Backpacks are easier when out and about, or if you have more than one kid.
ECR says
I just purchased this diaper bag as an early Christmas present to myself. It’s so much better than the Skip Hop messenger bag I got for baby #1 (purchased because DH insisted on something neutral). Pros: it’s made of easy to clean, light weight nylon; it zips up (absolutely essential in my experience); dark color doesn’t show stains; deep outside pockets for bottles; separate insulated snack pack; many interior pockets, including a zippered ones for mom’s keys and wallet. Can’t recommend it enough! (Also I think Giggle is having a 40% off sale right now).
http://www.giggle.com/storksak-sandy-diaper-bag/MS22258.html
ChiLaw says
What’s your procedure for a sick kid at night?
Ours was barfing last night and so we brought her into bed with us (on a bunch of towels that we rotated out as she was sick) but that doesn’t seem ideal. I feel like hell this morning. Baby wants us close, but surely there’s a better, less contagious solution.

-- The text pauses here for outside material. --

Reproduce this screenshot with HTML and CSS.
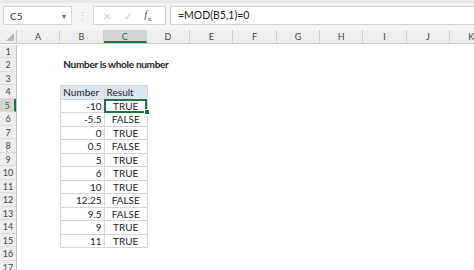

She’s almost two and still sleeps in a crib.
Anon in NYC says
We haven’t had to deal with middle of the night vomit yet, but for regular illnesses we just either lay in the glider with her or if that becomes too painful we’ll try the couch. Our bed is a last resort, just because we try to take turns as to sleep deprivation. For the glider, I usually like to bring in a comforter and drape it over us. My LO wants physical closeness as well when she’s sick.
anne-on says
Really I feel like that’s about the only thing you can do with a really sick kiddo who wants to cuddle with mommy/daddy. Do you have a spare bed or fold out couch? My son always wanted mommy, so I’d send my husband to the spare room with the understanding that he’s then be ‘on’ during the day so I could nap. it also helped to have one healthy person in the house to handle fetching meds/water/etc.
Anonymous says
I would have done spare bed or, in the absence of that, pulled the crib mattress out of the crib and had baby and a parent sleep on that. Not ideal but more comfortable than sitting all night. And probably has a great mattress pad on it so it would survive vomit.
anon says
Generally when my son is really sick and refuses to go back to bed alone, I sit in his room and rock him until he falls soundly asleep and then transfer him to his crib/bed. We’ve never gotten into the habit of sleeping with him for various reasons (and more by accident rather than planning), so that has just never been my first thought of what to do.